7 Aralık 2010 Salı

MEMELERE VEDA! Sütten kesilme hikayesi..

Bizim hikayemiz mutlu sonla biten bir hikaye. Aynı yöntemi tavsiye ettiğim iki arkadaşımın hikayeleri de mutlu sonla bitti. Hem de ikisi de bebeklerinin meme düşkünlüğü had safhada olduğu için bu meseleden ölesiye korkan ve ümitsiz olduğunu düşünen arkadaşlarımdı. Zaten bebeğini bir seneyi aşkın zamandır emziren hangi anne için bu konu korku ve endişe verici değildir ki!
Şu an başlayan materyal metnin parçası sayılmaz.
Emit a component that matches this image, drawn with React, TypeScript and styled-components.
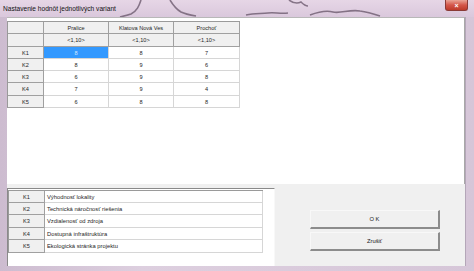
import { Fragment } from "react";
import styled, { createGlobalStyle } from "styled-components";

const GlobalStyle = createGlobalStyle`
  html, body {
    margin: 0;
    padding: 0;
    width: 474px;
    height: 271px;
    overflow: hidden;
    background: #d8c8da;
  }
`;

const Window = styled.div`
  width: 474px;
  height: 271px;
  display: flex;
  flex-direction: column;
  background: linear-gradient(90deg, #cdbcd0 0%, #ddcfdf 30%, #d6c6d8 100%);
  font-family: "Liberation Sans", Arial, sans-serif;
  font-size: 5.8px;
  color: #222;
`;

const TitleBar = styled.div`
  position: relative;
  height: 17px;
  display: flex;
  align-items: flex-start;
  background: linear-gradient(180deg, #e6d6e6 0%, #dac8dc 100%);
`;

const Wallpaper = styled.svg`
  position: absolute;
  left: 0;
  top: 0;
`;

const Title = styled.span`
  position: relative;
  margin: 5px 0 0 3px;
  font-size: 6.6px;
  color: #111;
`;

const CloseButton = styled.div`
  position: relative;
  margin: 0 6px 0 auto;
  width: 21px;
  height: 10px;
  border-radius: 0 0 3px 3px;
  background: linear-gradient(180deg, #eaa496 0%, #d4574a 50%, #bd3a2a 100%);
  border: 1px solid #8a3a36;
  border-top: none;
  display: flex;
  align-items: center;
  justify-content: center;
  color: #fff;
  font-size: 7px;
  font-weight: bold;
`;

const Body = styled.div`
  flex: 1;
  margin: 0 8px 5px 7px;
  display: flex;
  flex-direction: column;
  border-right: 1px solid #b4a6b8;
`;

const UpperPanel = styled.div`
  height: 167px;
  box-sizing: border-box;
  background: #fff;
  border-top: 1px solid #b8b8b8;
  border-right: 1px solid #a8a8a8;
  padding-top: 3px;
`;

const LowerArea = styled.div`
  flex: 1;
  display: flex;
  align-items: flex-start;
  background: #f0f0f0;
  padding-top: 4px;
`;

const Grid = styled.div<{ $cols: string; $rows: string }>`
  display: grid;
  width: max-content;
  grid-template-columns: ${(p) => p.$cols};
  grid-template-rows: ${(p) => p.$rows};
  border-left: 1px solid #9a9a9a;
  border-top: 1px solid #9a9a9a;
`;

const Cell = styled.div<{ $kind: "head" | "data" | "text"; $selected?: boolean }>`
  box-sizing: border-box;
  display: flex;
  align-items: center;
  justify-content: ${(p) => (p.$kind === "text" ? "flex-start" : "center")};
  padding-left: ${(p) => (p.$kind === "text" ? "2px" : "0")};
  white-space: nowrap;
  overflow: hidden;
  font-size: ${(p) => (p.$kind === "text" ? "5.8px" : "5.6px")};
  background: ${(p) =>
    p.$selected ? "#3399ff" : p.$kind === "head" ? "#f0f0f0" : "#fff"};
  color: ${(p) => (p.$selected ? "#d4e9ff" : "#262626")};
  border-right: 1px solid
    ${(p) => (p.$kind === "head" ? "#a0a0a0" : "#d6d6d6")};
  border-bottom: 1px solid
    ${(p) => (p.$kind === "head" ? "#a0a0a0" : "#d6d6d6")};
`;

const ListBox = styled.div`
  width: 268px;
  height: 78px;
  box-sizing: border-box;
  background: #fff;
  border-top: 1px solid #8a8a8a;
  border-left: 1px solid #8a8a8a;
  border-right: 1px solid #f8f8f8;
  padding: 1px 0 0 0;
`;

const ButtonColumn = styled.div`
  margin: 22px 0 0 35px;
  display: flex;
  flex-direction: column;
  gap: 3px;
`;

const Button = styled.div`
  width: 130px;
  height: 19px;
  box-sizing: border-box;
  display: flex;
  align-items: center;
  justify-content: center;
  background: #f0f0f0;
  border-top: 1px solid #f8f8f8;
  border-left: 1px solid #f8f8f8;
  border-right: 2px solid #8c8c8c;
  border-bottom: 2px solid #8c8c8c;
  color: #222;
`;

const variants = ["Pralice", "Klatova Nová Ves", "Prochoť"];
const values = [
  [8, 8, 7],
  [8, 9, 6],
  [6, 9, 8],
  [7, 9, 4],
  [6, 8, 8],
];
const criteria = [
  "Výhodnosť lokality",
  "Technická náročnosť riešenia",
  "Vzdialenosť od zdroja",
  "Dostupná infraštruktúra",
  "Ekologická stránka projektu",
];

function App() {
  return (
    <>
      <GlobalStyle />
      <Window>
        <TitleBar>
          <Wallpaper width="474" height="17" viewBox="0 0 474 17">
            <g fill="none" stroke="#5e4c60" strokeWidth="1.6" opacity="0.7">
              <path d="M141 0 C139 6 137 11 131 14 C128 15 124 16 120 17" />
              <path d="M170 0 C173 5 176 9 181 12 C185 14 190 15 196 16" />
              <path d="M246 15 C255 13 262 14 268 13 C274 12 280 14 288 13" />
              <path d="M289 0 C293 3 297 4 301 2 C303 4 305 6 308 6" />
              <path d="M310 15 C318 12 326 10 333 12 C340 14 350 9 360 11 C368 12 374 14 380 16" />
            </g>
          </Wallpaper>
          <Title>Nastavenie hodnôt jednotlivých variant</Title>
          <CloseButton>×</CloseButton>
        </TitleBar>
        <Body>
          <UpperPanel>
            <Grid
              $cols="36px 65px 65px 66px"
              $rows="12px 13px 12px 12px 12px 13px 12px"
            >
              <Cell $kind="head" />
              {variants.map((v) => (
                <Cell key={v} $kind="head">
                  {v}
                </Cell>
              ))}
              <Cell $kind="head" />
              {variants.map((v) => (
                <Cell key={`r-${v}`} $kind="head">
                  {"<1,10>"}
                </Cell>
              ))}
              {values.map((row, i) => (
                <Fragment key={i}>
                  <Cell $kind="head">K{i + 1}</Cell>
                  {row.map((n, j) => (
                    <Cell key={j} $kind="data" $selected={i === 0 && j === 0}>
                      {n}
                    </Cell>
                  ))}
                </Fragment>
              ))}
            </Grid>
          </UpperPanel>
          <LowerArea>
            <ListBox>
              <Grid $cols="36px 218px" $rows="12px 12px 13px 12px 13px">
                {criteria.map((c, i) => (
                  <Fragment key={i}>
                    <Cell $kind="head">K{i + 1}</Cell>
                    <Cell $kind="text">{c}</Cell>
                  </Fragment>
                ))}
              </Grid>
            </ListBox>
            <ButtonColumn>
              <Button>O K</Button>
              <Button>Zrušiť</Button>
            </ButtonColumn>
          </LowerArea>
        </Body>
      </Window>
    </>
  );
}

export default App;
Üstelik emzirilmeye alışan bebekten başka, ortada bir de emzirmeye alışmış anne vardır. İşin içine kriz anlarında meme verip histeriden kurtulmanın ve her an ideal mamayı yanında hazır bulundurmanın rahatlığı eklenir. "Acaba bebeğime haksızlık edecek miyim, biraz daha emsin yavrucak" gibisinden suçluluk duyguları da, etraftan (özellikle anneanne babaannelerden) gelen tepkiler de cabası. Ama işte geceleri uyanmalara devam etmek, olur olmaz yerlerde elini bluzünüzün içine sokup meme diye ağlayan bir çocuğun sebep olduğu zor durumlar, artık anne sütünün besleyiciliğinin azaldığını bilmek, emzik olmaktan bıkıp memelerinizi eski cinsel kimliklerine kavuşturma isteği ve belki çocuğunuzdaki iştah azalması sizi bu kararı vermeye iter. Asıl sorun başlar, bu kadar memeye düşkün çocuğu ne yapıp vazgeçireceğim?
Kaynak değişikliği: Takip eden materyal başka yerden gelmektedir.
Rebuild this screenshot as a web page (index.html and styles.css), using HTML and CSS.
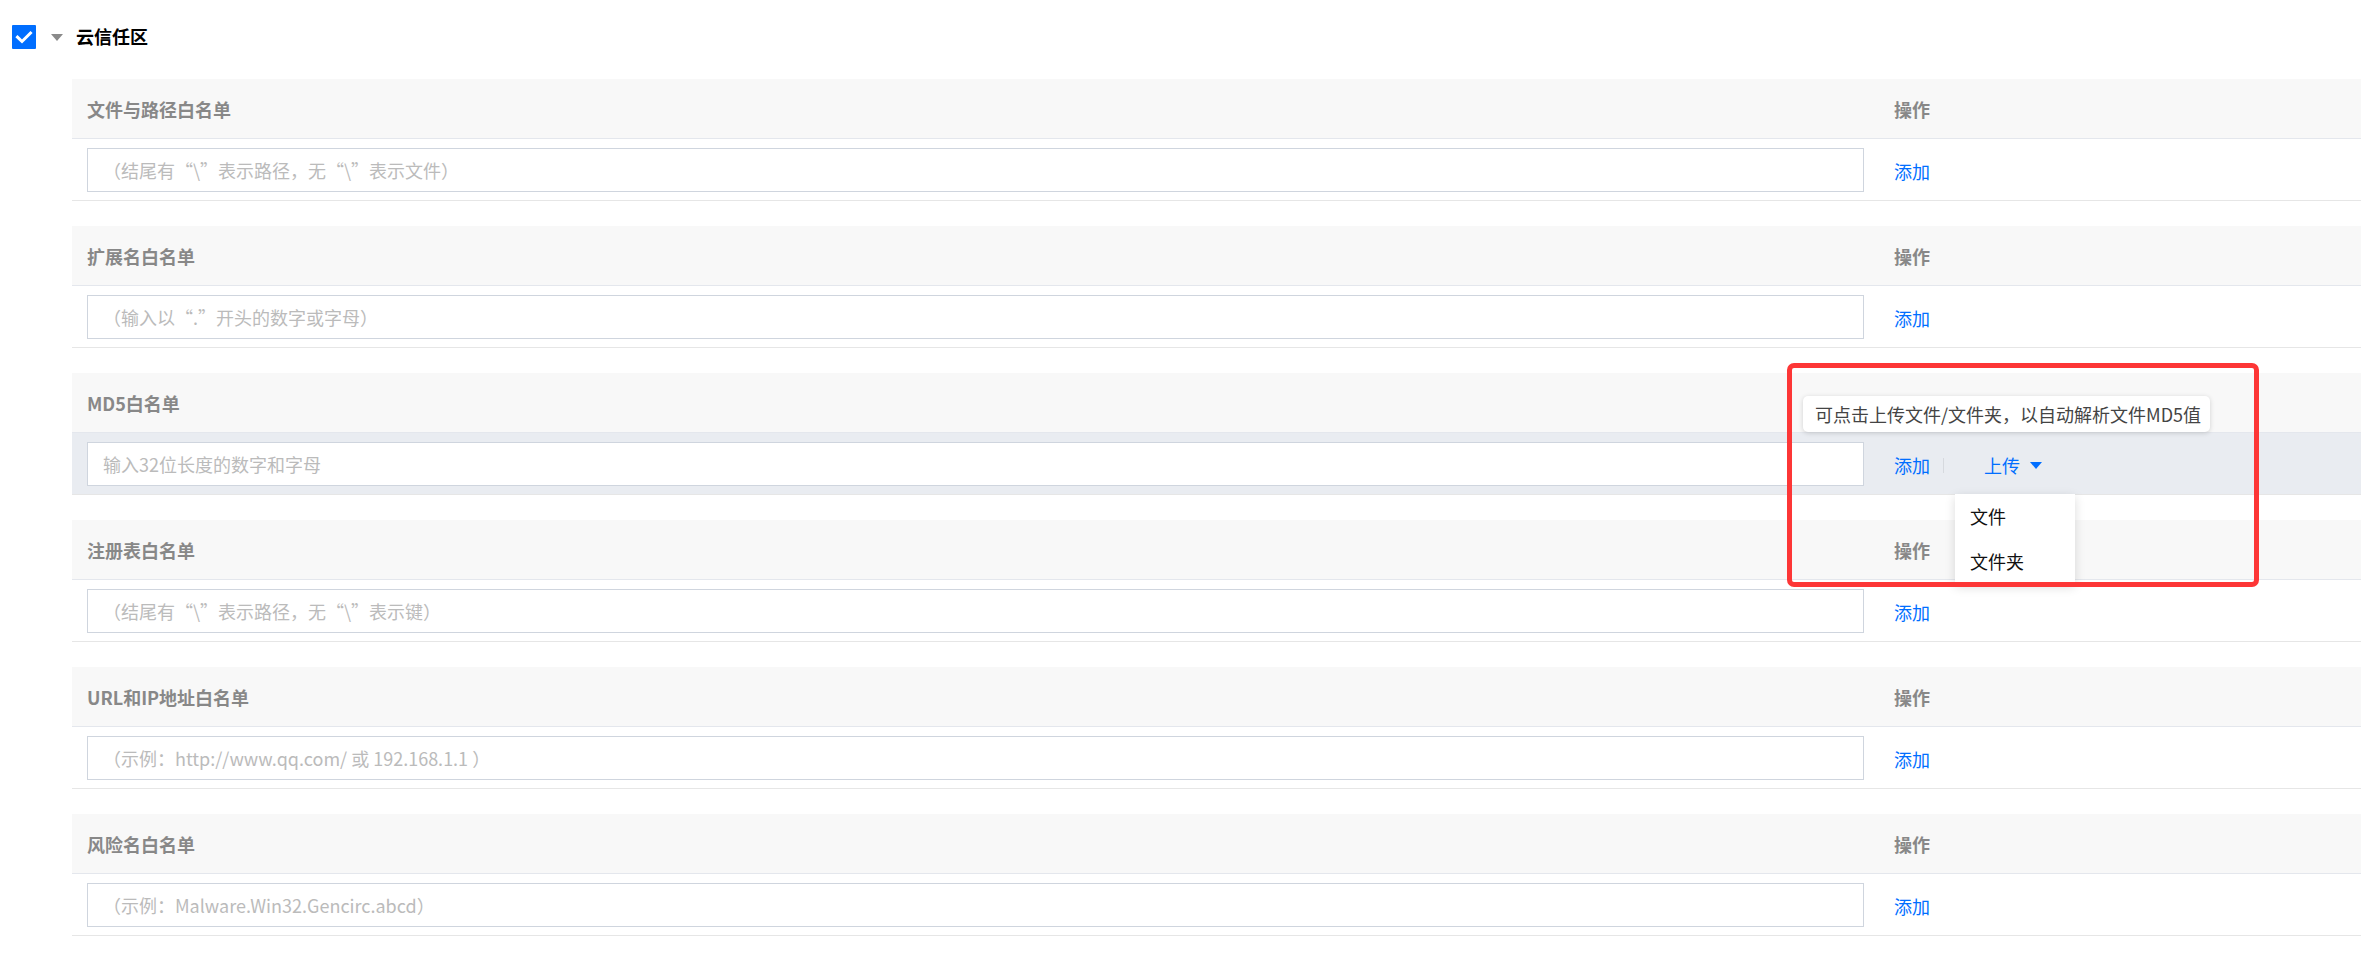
FILE: index.html
```html
<!DOCTYPE html>
<html lang="zh-CN">
<head>
<meta charset="utf-8">
<title>云信任区</title>
<link rel="stylesheet" href="styles.css">
</head>
<body>
<div class="page">
  <div class="zone-head">
    <span class="checkbox">
      <svg width="24" height="24" viewBox="0 0 24 24"><path d="M5.5 12.2 L10 16.5 L18.5 8" fill="none" stroke="#fff" stroke-width="3" stroke-linecap="square"/></svg>
    </span>
    <span class="caret"></span>
    <span class="zone-title">云信任区</span>
  </div>

  <div class="lists">
    <section class="wl">
      <div class="wl-row wl-head"><div class="c-main">文件与路径白名单</div><div class="c-op">操作</div></div>
      <div class="wl-row wl-body"><div class="c-main"><input class="wl-input" placeholder="（结尾有“\”表示路径，无“\”表示文件）"></div><div class="c-op"><a class="link">添加</a></div></div>
    </section>

    <section class="wl">
      <div class="wl-row wl-head"><div class="c-main">扩展名白名单</div><div class="c-op">操作</div></div>
      <div class="wl-row wl-body"><div class="c-main"><input class="wl-input" placeholder="（输入以“.”开头的数字或字母）"></div><div class="c-op"><a class="link">添加</a></div></div>
    </section>

    <section class="wl wl-md5">
      <div class="wl-row wl-head"><div class="c-main">MD5白名单</div><div class="c-op is-covered">操作</div></div>
      <div class="wl-row wl-body is-hover"><div class="c-main"><input class="wl-input" placeholder="输入32位长度的数字和字母"></div><div class="c-op"><a class="link">添加</a><span class="sep"></span><a class="link upload">上传<span class="tri"></span></a></div></div>
      <div class="tooltip">可点击上传文件/文件夹，以自动解析文件MD5值</div>
      <ul class="menu">
        <li>文件</li>
        <li>文件夹</li>
      </ul>
      <div class="annot"></div>
    </section>

    <section class="wl">
      <div class="wl-row wl-head"><div class="c-main">注册表白名单</div><div class="c-op">操作</div></div>
      <div class="wl-row wl-body"><div class="c-main"><input class="wl-input" placeholder="（结尾有“\”表示路径，无“\”表示键）"></div><div class="c-op"><a class="link">添加</a></div></div>
    </section>

    <section class="wl">
      <div class="wl-row wl-head"><div class="c-main">URL和IP地址白名单</div><div class="c-op">操作</div></div>
      <div class="wl-row wl-body"><div class="c-main"><input class="wl-input" placeholder="（示例：http://www.qq.com/ 或 192.168.1.1 ）"></div><div class="c-op"><a class="link">添加</a></div></div>
    </section>

    <section class="wl">
      <div class="wl-row wl-head"><div class="c-main">风险名白名单</div><div class="c-op">操作</div></div>
      <div class="wl-row wl-body"><div class="c-main"><input class="wl-input" placeholder="（示例：Malware.Win32.Gencirc.abcd）"></div><div class="c-op"><a class="link">添加</a></div></div>
    </section>
  </div>
</div>
</body>
</html>
```

FILE: styles.css
```css
* { box-sizing: border-box; }
html, body { margin: 0; padding: 0; background: #fff; }
body {
  font-family: "Noto Sans CJK SC", "Noto Sans", sans-serif;
  font-size: 18px;
  color: #333;
  width: 2361px;
  overflow: hidden;
}
.page { padding-top: 25px; }

.zone-head {
  display: flex;
  align-items: center;
  padding-left: 12px;
  height: 24px;
}
.checkbox {
  width: 24px;
  height: 24px;
  background: #006eff;
  border-radius: 1px;
  display: flex;
}
.caret {
  width: 0;
  height: 0;
  margin-left: 15px;
  border-left: 6px solid transparent;
  border-right: 6px solid transparent;
  border-top: 7px solid #8a8a8a;
}
.zone-title {
  margin-left: 13px;
  font-weight: 700;
  color: #000;
  font-size: 18px;
  line-height: 24px;
  margin-top: -2px;
}

.lists {
  margin-top: 30px;
  margin-left: 72px;
}
.wl { margin-bottom: 25px; position: relative; }

.wl-row { display: flex; }
.c-main { width: 1807px; padding: 0 15px; display: flex; align-items: center; }
.c-op { flex: 1; padding: 0 15px; display: flex; align-items: center; }
.c-op.is-covered { visibility: hidden; }

.wl-head {
  height: 60px;
  background: #f8f8f8;
  border-bottom: 1px solid #e4e7ed;
  color: #888;
  font-weight: 700;
  font-size: 18px;
}
.wl-head .c-main, .wl-head .c-op { padding-top: 1px; }
.wl-body {
  height: 62px;
  border-bottom: 1px solid #e6e6e6;
  padding-top: 9px;
  padding-bottom: 8px;
  background: #fff;
}
.wl-body .c-main { align-items: flex-start; }
.wl-body .c-op { padding-top: 2px; }
.wl-body.is-hover { background: #e9ecf1; }

.wl-input {
  width: 100%;
  height: 44px;
  border: 1px solid #cfd5de;
  background: #fff;
  padding: 0 15px;
  font-family: "Noto Sans CJK SC", "Noto Sans", sans-serif;
  font-size: 18px;
  color: #333;
  outline: none;
  border-radius: 0;
}
.wl-input::placeholder { color: #bbbbbb; }

.link {
  color: #006eff;
  font-size: 18px;
  cursor: pointer;
  display: inline-flex;
  align-items: center;
}
.sep {
  display: inline-block;
  width: 1px;
  height: 15px;
  background: #d6d9de;
  margin-left: 13px;
  margin-right: 40px;
}
.upload .tri {
  width: 0;
  height: 0;
  margin-left: 10px;
  border-left: 6px solid transparent;
  border-right: 6px solid transparent;
  border-top: 7px solid #006eff;
}

.tooltip {
  position: absolute;
  left: 1731px;
  top: 23px;
  width: 407px;
  height: 36px;
  background: #fff;
  border-radius: 5px;
  box-shadow: 0 1px 5px rgba(0, 0, 0, 0.16);
  padding-left: 12px;
  display: flex;
  align-items: center;
  color: #444;
  font-size: 18px;
  white-space: nowrap;
  z-index: 2;
}

.menu {
  position: absolute;
  left: 1883px;
  top: 121px;
  width: 120px;
  margin: 0;
  padding: 0;
  list-style: none;
  background: #fff;
  box-shadow: 0 3px 10px rgba(0, 0, 0, 0.14);
  z-index: 3;
}
.menu li {
  height: 45px;
  line-height: 45px;
  padding-left: 15px;
  color: #111;
  font-size: 18px;
}

.annot {
  position: absolute;
  left: 1715px;
  top: -10px;
  width: 472px;
  height: 224px;
  border: 5px solid #fd3636;
  border-radius: 7px;
  z-index: 5;
  pointer-events: none;
}
```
Ben bu kararı Deniz 13 aylıkken, kazara gelen 2. hamilelik yüzünden vermek zorunda kaldım. Doktorum emzirmenin düşük riski oluşturabileceğini söyledi. Ben de acilen kararımı verip uygulamaya koymak zorunda kaldım. O sırada İstanbul Parenting Class'ta Sinem hanımın 1-3 yaş Çocuklarla ilgili 4 derslik eğitimine katılıyordum. Dolayısıyla kendisine tavsiyelerini sordum. Şu yazısındaa bahsettiği yöntemleri söyledi. Ben forumlardan okuduklarımdan ve bize uygun olacağını düşündüğümden, kahve telvesi sürme yöntemini denemeye karar verdim (iğrendirme yöntemi diye geçiyor).

Türk kahvesini suyla çamur kıvamına getirip memeye sıvadım. Bir daha emmek istediğinde Deniz'e gösterip "bak canım meme uf olmuş gördün mü" dedim. Bir yüzüme bir memeye şaşkınlıkla bakıp sonunda şevkatle memeyi okşadı, yanağını temiz yerine sürdü, ve gitti. Bir daha istediğinde tekrar ve tekrar aynı sahneleri yaşadık. Sonra göstermeden "meme" dediğinde "uf olmuş Deniz'cim hatırladın mı" deyip dikkatini başka şeylere çektim. Tahminimden çok daha sancısız oldu. Israr etmedi. Sadece Deniz o sırada meme emerek uyuduğu için uykuya dalmakta çok zorlandı. Kucağımda çeşitli pozisyonlarda gezdirip sallasam da tam uyuyacakken birden ağlamaya başlıyordu. Neyse ki meme bırakma girişimimizi hafta sonu yapıyorduk ve babamız evdeydi. Baba uyutma görevini üstlendi, ama bana alıştığından babayla uyuması da hiç kolay olmadı. Hatta ağlama krizlerini durduramayıp sokağa çıkıp sokakta ileri geri yürüyerek uyuttuğu bile oldu Emin'in. Ama bu ilk 2 gün böyle oldu. 3. gün benimle memesiz uyumayı da kabul etti. Bu sefer de ben onu uyuturken ağlama krizine girdim, "ah benim canım kızım meme emmeden de uyurmuş, ne uslu, ne uyumlu bebek bu canım kızımmmmm" şeklinde bir duygu seli yaşadığım için. Kadın milleti acayip işte, hele de anne ise...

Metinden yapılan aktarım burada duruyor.